(TASK GOAL)
Examine the records and identify each line that includes the string "components". Copy those lines.
----
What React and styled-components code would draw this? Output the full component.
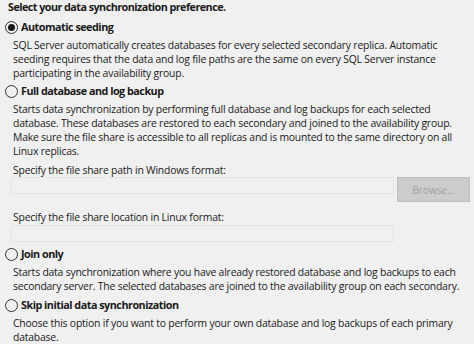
import styled, { createGlobalStyle } from "styled-components";

const GlobalStyle = createGlobalStyle`
  html, body {
    margin: 0;
    padding: 0;
    background: #f0f0f0;
  }
  body {
    font-family: "Open Sans", "Noto Sans", sans-serif;
    font-size: 10.4px;
    letter-spacing: -0.2px;
    color: #1a1a1a;
  }
`;

const Page = styled.div`
  width: 474px;
  height: 344px;
  overflow: hidden;
  padding: 0 0 0 8px;
  box-sizing: border-box;
  line-height: 14px;
`;

const Title = styled.div`
  font-weight: 700;
  font-size: 10.8px;
  letter-spacing: -0.55px;
  height: 14px;
`;

const Option = styled.label`
  display: flex;
  align-items: center;
  gap: 3px;
  margin-left: -3px;
  margin-top: ${(p) => p.$top}px;
  font-weight: 700;
  font-size: 10.8px;
  letter-spacing: -0.5px;
  height: 14px;
  cursor: default;
`;

const Radio = styled.span`
  width: 11px;
  height: 11px;
  border: 1px solid #333;
  border-radius: 50%;
  display: flex;
  align-items: center;
  justify-content: center;
  flex-shrink: 0;

  &::after {
    content: "";
    display: ${(p) => (p.$checked ? "block" : "none")};
    width: 7px;
    height: 7px;
    border-radius: 50%;
    background: #1a1a1a;
  }
`;

const Desc = styled.p`
  margin: 4px 0 0 5px;
  white-space: nowrap;
`;

const Label = styled.div`
  margin: ${(p) => p.$top}px 0 0 5px;
`;

const FieldRow = styled.div`
  display: flex;
  align-items: flex-start;
  gap: 3px;
  margin-left: 3px;
`;

const Field = styled.div`
  width: 381px;
  height: 15px;
  border: 1px solid #e4e4e4;
  background: #f0f0f0;
  margin-top: ${(p) => p.$top || 0}px;
  margin-left: ${(p) => p.$left || 0}px;
`;

const BrowseButton = styled.button`
  width: 73px;
  height: 25px;
  background: #cccccc;
  border: 1px solid #bfbfbf;
  color: #a3a3a3;
  font-family: inherit;
  font-size: 10.4px;
  letter-spacing: -0.2px;
  padding: 0;
`;

export default function App() {
  return (
    <>
      <GlobalStyle />
      <Page>
        <Title>Select your data synchronization preference.</Title>

        <Option $top={6}>
          <Radio $checked />
          Automatic seeding
        </Option>
        <Desc>
          SQL Server automatically creates databases for every selected secondary replica. Automatic
          <br />
          seeding requires that the data and log file paths are the same on every SQL Server instance
          <br />
          participating in the availability group.
        </Desc>

        <Option $top={4}>
          <Radio />
          Full database and log backup
        </Option>
        <Desc>
          Starts data synchronization by performing full database and log backups for each selected
          <br />
          database. These databases are restored to each secondary and joined to the availability group.
          <br />
          Make sure the file share is accessible to all replicas and is mounted to the same directory on all
          <br />
          Linux replicas.
        </Desc>
        <Label $top={5}>Specify the file share path in Windows format:</Label>
        <FieldRow>
          <Field />
          <BrowseButton disabled>Browse...</BrowseButton>
        </FieldRow>
        <Label $top={8}>Specify the file share location in Linux format:</Label>
        <Field $top={1} $left={3} />

        <Option $top={5}>
          <Radio />
          Join only
        </Option>
        <Desc>
          Starts data synchronization where you have already restored database and log backups to each
          <br />
          secondary server. The selected databases are joined to the availability group on each secondary.
        </Desc>

        <Option $top={5}>
          <Radio />
          Skip initial data synchronization
        </Option>
        <Desc>
          Choose this option if you want to perform your own database and log backups of each primary
          <br />
          database.
        </Desc>
      </Page>
    </>
  );
}
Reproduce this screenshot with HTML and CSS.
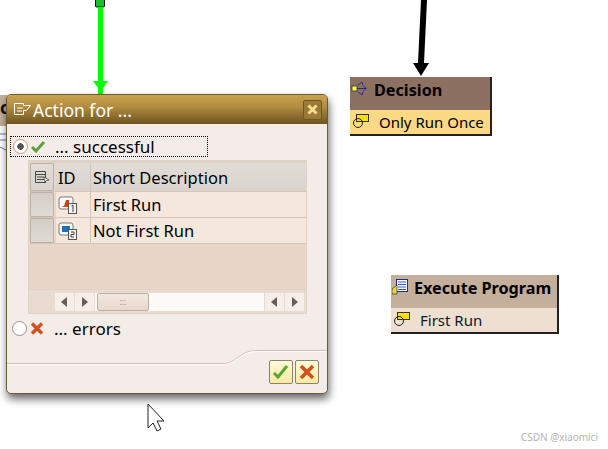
FILE: index.html
```html
<!DOCTYPE html>
<html lang="en">
<head>
  <meta charset="UTF-8" />
  <title>Action for ...</title>
  <link rel="stylesheet" href="styles.css">
</head>
<body>

<!-- workflow canvas -->
<main class="canvas">
  <svg class="links" width="608" height="449" xmlns="http://www.w3.org/2000/svg" aria-hidden="true">
    <rect x="95.5" y="-4" width="9" height="11" rx="1" fill="#18c030" stroke="#111"/>
    <rect x="98" y="7" width="5" height="79" fill="#00ff00"/>
    <polygon points="93,81 108,81 103,88 103,94 98,94 98,88" fill="#00ff00"/>
    <polygon points="421,0 427,0 424,63 429,63 421,76 413,63 418,63" fill="#000"/>
    <path d="M148 404v24l5-5 4 8 4-2-4-8h7z" fill="#fff" stroke="#222"/>
    <path d="M0 134h6M0 140h6M0 147l6 3" stroke="#5a7a9a" fill="none"/>
  </svg>

  <div class="hidden-node">c</div>

  <section class="node node-decision">
    <div class="node-head">
      <svg width="18" height="16" viewBox="0 0 18 16" aria-hidden="true">
        <rect x="1" y="5" width="5" height="5" fill="#ffff40" stroke="#333" stroke-width="0.8"/>
        <path d="M6 7.5h9M15 7.5l-3-3M15 7.5l-3 3M7 4l4-3 1 3M7 11l4 3 1-3" fill="none" stroke="#1c2c9c"/>
      </svg>
      <span>Decision</span>
    </div>
    <div class="node-row">
      <svg width="18" height="14" viewBox="0 0 18 14" aria-hidden="true">
        <rect x="4.5" y="0.5" width="12" height="7" fill="#f4e000" stroke="#333"/>
        <circle cx="6" cy="9" r="4.5" fill="none" stroke="#222"/>
      </svg>
      <span>Only Run Once</span>
    </div>
  </section>

  <section class="node node-program">
    <div class="node-head">
      <svg width="16" height="16" viewBox="0 0 16 16" aria-hidden="true">
        <rect x="4.5" y="0.5" width="11" height="12" fill="#fff" stroke="#1c2c9c"/>
        <path d="M6 3h8M6 5.500h8M6 8h8M6 10.500h8" stroke="#3050d0"/>
        <polygon points="0,15 0,10 5,6 5,15" fill="#f0d040" stroke="#333" stroke-width="0.7"/>
      </svg>
      <span>Execute Program</span>
    </div>
    <div class="node-row">
      <svg width="18" height="14" viewBox="0 0 18 14" aria-hidden="true">
        <rect x="4.5" y="0.500" width="12" height="7" fill="#f4e000" stroke="#333"/>
        <circle cx="6" cy="9" r="4.500" fill="none" stroke="#222"/>
      </svg>
      <span>First Run</span>
    </div>
  </section>

  <!-- dialog -->
  <section class="dialog">
    <header class="dialog-title">
      <svg width="17" height="13" viewBox="0 0 17 13" aria-hidden="true">
        <path d="M0.500 0.500h9v2h7l-4 5h-3v4h-9z" fill="none" stroke="#fff"/>
        <path d="M3 5h6M3 8h5" stroke="#fff"/>
      </svg>
      <h1>Action for ...</h1>
      <button class="close-btn" title="Close">
        <svg width="11" height="11" viewBox="0 0 11 11" aria-hidden="true">
          <path d="M1.500 1.500l8 8M9.500 1.500l-8 8" stroke="#fbdc8c" stroke-width="3"/>
        </svg>
      </button>
    </header>

    <div class="dialog-body">
      <div class="option option-focus">
        <span class="radio radio-on"></span>
        <svg class="status" width="15" height="13" viewBox="0 0 15 13" aria-hidden="true">
          <path d="M1 7l4 4 8-9" fill="none" stroke="#5da23a" stroke-width="3"/>
        </svg>
        <span class="option-label">... successful</span>
      </div>

      <div class="table">
        <div class="table-row table-head">
          <div class="cell cell-select">
            <svg width="15" height="13" viewBox="0 0 15 13" aria-hidden="true">
              <path d="M0.500 0.500h10v11h-10zM0.500 3.500h10M2 6h7M2 8.500h7" fill="none" stroke="#444"/>
              <polygon points="9,6 14,9 11,9.500 10,12" fill="#fff" stroke="#333" stroke-width="0.7"/>
            </svg>
          </div>
          <div class="cell cell-id">ID</div>
          <div class="cell cell-text">Short Description</div>
        </div>
        <div class="table-row">
          <div class="cell cell-select"></div>
          <div class="cell cell-id">
            <svg width="19" height="18" viewBox="0 0 19 18" aria-hidden="true">
              <rect x="1" y="1" width="14" height="12" rx="2" fill="#fff" stroke="#777"/>
              <path d="M3 11l3-1 2-6h3v7z" fill="#d04010"/>
              <rect x="10.500" y="7.500" width="8" height="10" fill="#f4f4f4" stroke="#555"/>
              <path d="M13.500 10l1.500-1v7" fill="none" stroke="#444"/>
            </svg>
          </div>
          <div class="cell cell-text">First Run</div>
        </div>
        <div class="table-row">
          <div class="cell cell-select"></div>
          <div class="cell cell-id">
            <svg width="19" height="18" viewBox="0 0 19 18" aria-hidden="true">
              <rect x="1" y="1" width="14" height="12" rx="2" fill="#fff" stroke="#777"/>
              <rect x="4" y="4" width="8" height="6" fill="#1c70b4"/>
              <rect x="10.500" y="7.500" width="8" height="10" fill="#f4f4f4" stroke="#555"/>
              <path d="M13 10h3v2.500h-3v2.500h3" fill="none" stroke="#444"/>
            </svg>
          </div>
          <div class="cell cell-text">Not First Run</div>
        </div>
        <div class="table-empty"></div>
        <div class="table-scroll">
          <button class="arrow arrow-left"></button>
          <button class="arrow arrow-right"></button>
          <div class="track"><div class="thumb">:::</div></div>
          <button class="arrow arrow-left"></button>
          <button class="arrow arrow-right"></button>
        </div>
      </div>

      <div class="option">
        <span class="radio"></span>
        <svg class="status" width="15" height="13" viewBox="0 0 15 13" aria-hidden="true">
          <path d="M2 1.500l10 10M12 1.500l-10 10" stroke="#d2501e" stroke-width="3.400"/>
        </svg>
        <span class="option-label">... errors</span>
      </div>
    </div>

    <footer class="dialog-foot">
      <svg class="foot-curve" width="320" height="24" viewBox="0 0 320 24" aria-hidden="true">
        <path d="M0 13.500H217C230 13.500 232 0.500 250 0.500H320" fill="none" stroke="#cfc0b4"/>
        <path d="M0 14.500H217C230 14.500 232 1.500 250 1.500H320" fill="none" stroke="#fff"/>
      </svg>
      <button class="foot-btn">
        <svg width="18" height="16" viewBox="0 0 18 16" aria-hidden="true">
          <path d="M2 9l4 4 9-11" fill="none" stroke="#5da23a" stroke-width="3"/>
        </svg>
      </button>
      <button class="foot-btn">
        <svg width="16" height="16" viewBox="0 0 16 16" aria-hidden="true">
          <path d="M2 2l12 12M14 2l-12 12" stroke="#d2501e" stroke-width="3.600"/>
        </svg>
      </button>
    </footer>
  </section>

  <div class="watermark">CSDN @xiaomici</div>
</main>

</body>
</html>
```

FILE: styles.css
```css
* {
  box-sizing: border-box;
}

body {
  margin: 0;
  background: #fff;
  font-family: "Noto Sans", sans-serif;
  overflow: hidden;
}

.canvas {
  position: relative;
  width: 608px;
  height: 449px;
  overflow: hidden;
}

.links {
  position: absolute;
  left: 0;
  top: 0;
}

/* nodes of the workflow */
.hidden-node {
  position: absolute;
  left: 0;
  top: 95px;
  width: 12px;
  height: 31px;
  background: #c4ae9c;
  font-size: 17px;
  font-weight: 700;
  line-height: 26px;
  color: #111;
}

.node {
  position: absolute;
  border-right: 2px solid #222;
  border-bottom: 2px solid #222;
  color: #000;
}

.node-decision {
  left: 350px;
  top: 77px;
  width: 142px;
  height: 59px;
}

.node-program {
  left: 391px;
  top: 275px;
  width: 168px;
  height: 59px;
}

.node-head {
  display: flex;
  align-items: center;
  gap: 5px;
  height: 33px;
  padding: 0 0 7px 1px;
  font-size: 16.200px;
  font-weight: 700;
  white-space: nowrap;
}

.node-head svg {
  margin-top: -3px;
}

.node-row {
  display: flex;
  align-items: center;
  gap: 9px;
  height: 24px;
  padding-left: 2px;
  font-size: 15px;
  white-space: nowrap;
}

.node-row svg {
  margin-top: -2px;
}

.node-decision .node-head {
  background: #8c7062;
}

.node-decision .node-row {
  background: #fbd985;
}

.node-program .node-head {
  background: #c4ae9c;
  gap: 6px;
}

.node-program .node-row {
  background: #eedfd0;
  gap: 9px;
  color: #101828;
}

/* dialog window */
.dialog {
  position: absolute;
  left: 6px;
  top: 94px;
  width: 322px;
  height: 300px;
  display: flex;
  flex-direction: column;
  background: #f4ece8;
  border: 1px solid #6e5a32;
  border-radius: 5px;
  box-shadow: 1px 5px 8px rgba(0, 0, 0, 0.6);
}

.dialog-title {
  display: flex;
  align-items: center;
  height: 29px;
  padding: 0 5px 0 7px;
  border-radius: 4px 4px 0 0;
  background: linear-gradient(#c9a24f, #b38d40 40%, #6f5420);
  color: #fff;
}

.dialog-title h1 {
  flex: 1;
  margin: 0 0 0 2px;
  font-size: 17.500px;
  font-weight: 400;
}

.close-btn {
  display: flex;
  align-items: center;
  justify-content: center;
  width: 19px;
  height: 20px;
  padding: 0;
  background: #9a7a38;
  border: 1px solid #6e5522;
  border-radius: 2px;
}

.dialog-body {
  flex: 1;
  padding: 12px 0 0 3px;
}

.option {
  display: flex;
  align-items: center;
  height: 21px;
  width: 198px;
  padding-left: 2px;
  font-size: 17px;
  color: #000;
}

.option-focus {
  border: 1px dotted #000;
}

.radio {
  width: 15px;
  height: 15px;
  border-radius: 50%;
  border: 1px solid #9a8f88;
  background: #fff;
}

.radio-on {
  border-color: #c09a78;
  background: radial-gradient(circle, #555 0 3px, #fff 3.500px);
}

.status {
  margin-left: 3px;
}

.option-label {
  margin-left: 9px;
}

.option + .table {
  margin: 3px 0 0 18px;
}

.table {
  width: 279px;
  height: 154px;
  display: flex;
  flex-direction: column;
  background: #e8d7c8;
  border: 1px solid #e0d2c6;
  border-top-width: 3px;
  font-size: 16.500px;
  color: #000;
}

.table-row {
  display: flex;
  height: 26px;
  margin-left: 1px;
  border-bottom: 1px solid #d3c5ba;
}

.table-head {
  height: 29px;
}

.table-head .cell {
  background: linear-gradient(#e2dcd6, #dbd4ce);
}

.cell {
  display: flex;
  align-items: center;
  padding-left: 2px;
  background: #f5e7dc;
  border-right: 1px solid #d3c5ba;
}

.cell-select {
  width: 24px;
  justify-content: center;
  padding: 0;
  background: linear-gradient(#d5cec8, #e0dad4);
  border: 1px solid #bdb2a8;
  border-radius: 1px;
}

.cell-id {
  width: 35px;
  margin-left: 2px;
}

.cell-text {
  flex: 1;
  padding-left: 2px;
  border-right: 0;
}

.table-empty {
  flex: 1;
}

.table-scroll {
  display: flex;
  align-items: center;
  gap: 1px;
  height: 24px;
  padding: 2px 2px 2px 26px;
  background: #e8dcd0;
  border-top: 1px solid #e0d2c6;
}

.arrow {
  position: relative;
  width: 19px;
  height: 18px;
  padding: 0;
  background: #f6efe9;
  border: 0;
}

.arrow::after {
  content: "";
  position: absolute;
  top: 4px;
  border-top: 5px solid transparent;
  border-bottom: 5px solid transparent;
}

.arrow-left::after {
  left: 6px;
  border-right: 6px solid #6b5d55;
}

.arrow-right::after {
  left: 7px;
  border-left: 6px solid #6b5d55;
}

.track {
  flex: 1;
  height: 18px;
  background: #fcfaf7;
}

.thumb {
  width: 52px;
  height: 18px;
  margin-left: 2px;
  text-align: center;
  font-size: 9px;
  line-height: 15px;
  color: #a09488;
  background: linear-gradient(#f4e9e0, #e6d8cc);
  border: 1px solid #bdb0a4;
  border-radius: 2px;
}

.option + .table + .option {
  margin-top: 4px;
}

.dialog-foot {
  position: relative;
  display: flex;
  justify-content: flex-end;
  gap: 2px;
  height: 50px;
  padding: 17px 8px 0 0;
}

.foot-curve {
  position: absolute;
  left: 0;
  top: 7px;
}

.foot-btn {
  position: relative;
  display: flex;
  align-items: center;
  justify-content: center;
  width: 24px;
  height: 24px;
  padding: 0;
  background: linear-gradient(#fffbd8, #fbe9a0);
  border: 1px solid #8a8272;
  border-radius: 2px;
}

.watermark {
  position: absolute;
  right: 10px;
  bottom: 5px;
  font-size: 10px;
  color: #b4b4b4;
}
```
----
(SOLUTION TO THE PROBLEM)
What React and styled-components code would draw this? Output the full component.
import styled, { createGlobalStyle } from "styled-components";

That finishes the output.